> [MATERIAL]
· · ·
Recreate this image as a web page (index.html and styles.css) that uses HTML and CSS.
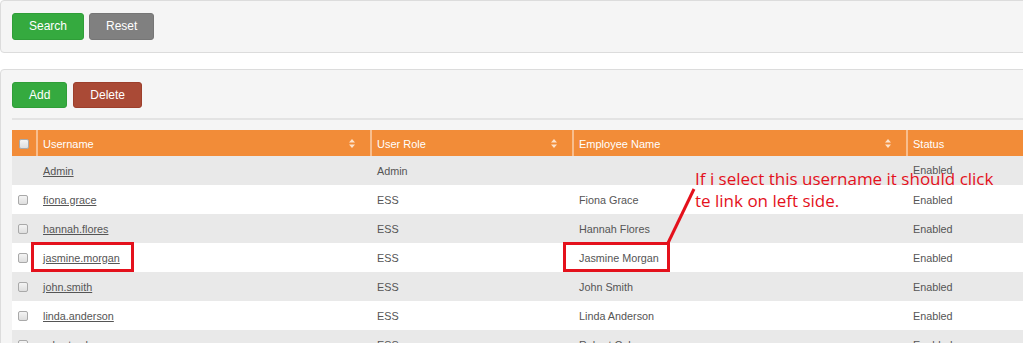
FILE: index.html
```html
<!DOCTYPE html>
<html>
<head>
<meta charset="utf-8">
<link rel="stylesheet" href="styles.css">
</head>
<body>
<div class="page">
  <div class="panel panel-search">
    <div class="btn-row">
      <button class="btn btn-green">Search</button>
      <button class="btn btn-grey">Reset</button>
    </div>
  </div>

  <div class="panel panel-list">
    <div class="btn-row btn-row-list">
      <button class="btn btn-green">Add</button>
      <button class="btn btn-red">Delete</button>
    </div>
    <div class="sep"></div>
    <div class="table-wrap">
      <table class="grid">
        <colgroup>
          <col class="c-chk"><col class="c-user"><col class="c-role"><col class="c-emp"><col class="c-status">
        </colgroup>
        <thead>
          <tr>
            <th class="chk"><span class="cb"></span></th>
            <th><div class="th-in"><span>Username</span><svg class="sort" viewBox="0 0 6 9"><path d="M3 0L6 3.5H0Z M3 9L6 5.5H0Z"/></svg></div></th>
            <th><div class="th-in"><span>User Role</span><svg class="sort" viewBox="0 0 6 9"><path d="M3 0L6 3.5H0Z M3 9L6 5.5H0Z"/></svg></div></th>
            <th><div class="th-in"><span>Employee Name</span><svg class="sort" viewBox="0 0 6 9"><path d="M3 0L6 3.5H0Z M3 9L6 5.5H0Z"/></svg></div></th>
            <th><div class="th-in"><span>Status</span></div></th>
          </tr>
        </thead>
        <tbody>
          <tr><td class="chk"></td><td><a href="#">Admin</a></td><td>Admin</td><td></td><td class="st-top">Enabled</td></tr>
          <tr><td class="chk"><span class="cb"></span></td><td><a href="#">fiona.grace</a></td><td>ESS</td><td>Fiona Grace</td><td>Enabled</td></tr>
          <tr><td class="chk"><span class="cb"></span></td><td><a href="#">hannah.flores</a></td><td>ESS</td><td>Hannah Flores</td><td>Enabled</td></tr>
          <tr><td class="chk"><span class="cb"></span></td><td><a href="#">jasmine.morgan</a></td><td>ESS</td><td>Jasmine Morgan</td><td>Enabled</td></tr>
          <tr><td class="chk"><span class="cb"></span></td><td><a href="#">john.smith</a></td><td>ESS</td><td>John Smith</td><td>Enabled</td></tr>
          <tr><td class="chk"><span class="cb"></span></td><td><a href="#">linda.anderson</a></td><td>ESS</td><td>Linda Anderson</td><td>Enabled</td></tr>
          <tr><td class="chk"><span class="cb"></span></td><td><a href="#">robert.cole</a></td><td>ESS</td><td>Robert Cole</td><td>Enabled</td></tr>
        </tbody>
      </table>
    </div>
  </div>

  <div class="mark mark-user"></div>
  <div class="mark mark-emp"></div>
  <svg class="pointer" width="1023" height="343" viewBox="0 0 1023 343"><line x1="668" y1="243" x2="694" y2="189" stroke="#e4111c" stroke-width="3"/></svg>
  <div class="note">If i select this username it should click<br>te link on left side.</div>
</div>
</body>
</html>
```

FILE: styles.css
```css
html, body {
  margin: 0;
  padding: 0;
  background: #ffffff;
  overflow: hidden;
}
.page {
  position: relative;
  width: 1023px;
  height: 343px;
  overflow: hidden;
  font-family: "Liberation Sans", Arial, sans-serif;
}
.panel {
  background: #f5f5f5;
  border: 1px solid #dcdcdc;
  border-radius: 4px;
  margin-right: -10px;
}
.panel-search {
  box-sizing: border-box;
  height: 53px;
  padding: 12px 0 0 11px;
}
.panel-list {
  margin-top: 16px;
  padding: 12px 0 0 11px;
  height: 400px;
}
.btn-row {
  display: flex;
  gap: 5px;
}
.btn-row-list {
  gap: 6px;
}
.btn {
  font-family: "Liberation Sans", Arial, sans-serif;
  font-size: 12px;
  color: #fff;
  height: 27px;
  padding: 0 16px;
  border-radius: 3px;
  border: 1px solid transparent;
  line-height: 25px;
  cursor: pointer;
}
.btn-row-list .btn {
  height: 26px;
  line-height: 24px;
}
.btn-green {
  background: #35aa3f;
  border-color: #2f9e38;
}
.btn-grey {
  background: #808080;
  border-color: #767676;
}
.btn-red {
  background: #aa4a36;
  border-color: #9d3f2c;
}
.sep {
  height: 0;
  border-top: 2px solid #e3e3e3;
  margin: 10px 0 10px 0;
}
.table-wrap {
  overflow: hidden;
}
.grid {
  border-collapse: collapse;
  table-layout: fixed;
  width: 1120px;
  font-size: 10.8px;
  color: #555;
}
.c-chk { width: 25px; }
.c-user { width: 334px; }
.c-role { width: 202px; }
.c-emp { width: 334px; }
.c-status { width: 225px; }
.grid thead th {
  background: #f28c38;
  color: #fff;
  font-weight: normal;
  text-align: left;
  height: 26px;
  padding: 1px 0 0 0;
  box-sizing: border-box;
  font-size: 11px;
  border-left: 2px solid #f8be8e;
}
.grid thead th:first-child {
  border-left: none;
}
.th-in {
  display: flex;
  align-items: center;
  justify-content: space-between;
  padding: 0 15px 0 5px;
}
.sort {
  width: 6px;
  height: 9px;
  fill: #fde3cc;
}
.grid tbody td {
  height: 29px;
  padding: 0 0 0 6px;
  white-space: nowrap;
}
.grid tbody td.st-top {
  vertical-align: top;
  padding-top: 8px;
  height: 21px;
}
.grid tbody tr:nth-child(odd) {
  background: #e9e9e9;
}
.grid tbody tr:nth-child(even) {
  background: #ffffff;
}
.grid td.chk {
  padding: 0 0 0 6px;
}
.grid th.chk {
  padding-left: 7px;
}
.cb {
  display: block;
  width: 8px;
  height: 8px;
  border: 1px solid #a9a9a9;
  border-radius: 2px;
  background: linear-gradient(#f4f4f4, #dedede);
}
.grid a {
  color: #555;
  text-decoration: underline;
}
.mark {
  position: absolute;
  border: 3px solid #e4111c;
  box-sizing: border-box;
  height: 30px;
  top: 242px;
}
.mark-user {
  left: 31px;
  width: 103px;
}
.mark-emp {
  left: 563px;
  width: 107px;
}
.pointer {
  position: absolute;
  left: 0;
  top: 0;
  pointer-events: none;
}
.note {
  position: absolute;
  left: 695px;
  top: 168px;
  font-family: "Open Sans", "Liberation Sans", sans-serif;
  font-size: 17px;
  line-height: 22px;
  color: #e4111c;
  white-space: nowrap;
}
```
· · ·
> [THE TASK] Identify the lines above that contain the word "styles", then copy them.

> [EXERCISE RESULT]
Recreate this image as a web page (index.html and styles.css) that uses HTML and CSS.
<link rel="stylesheet" href="styles.css">
FILE: styles.css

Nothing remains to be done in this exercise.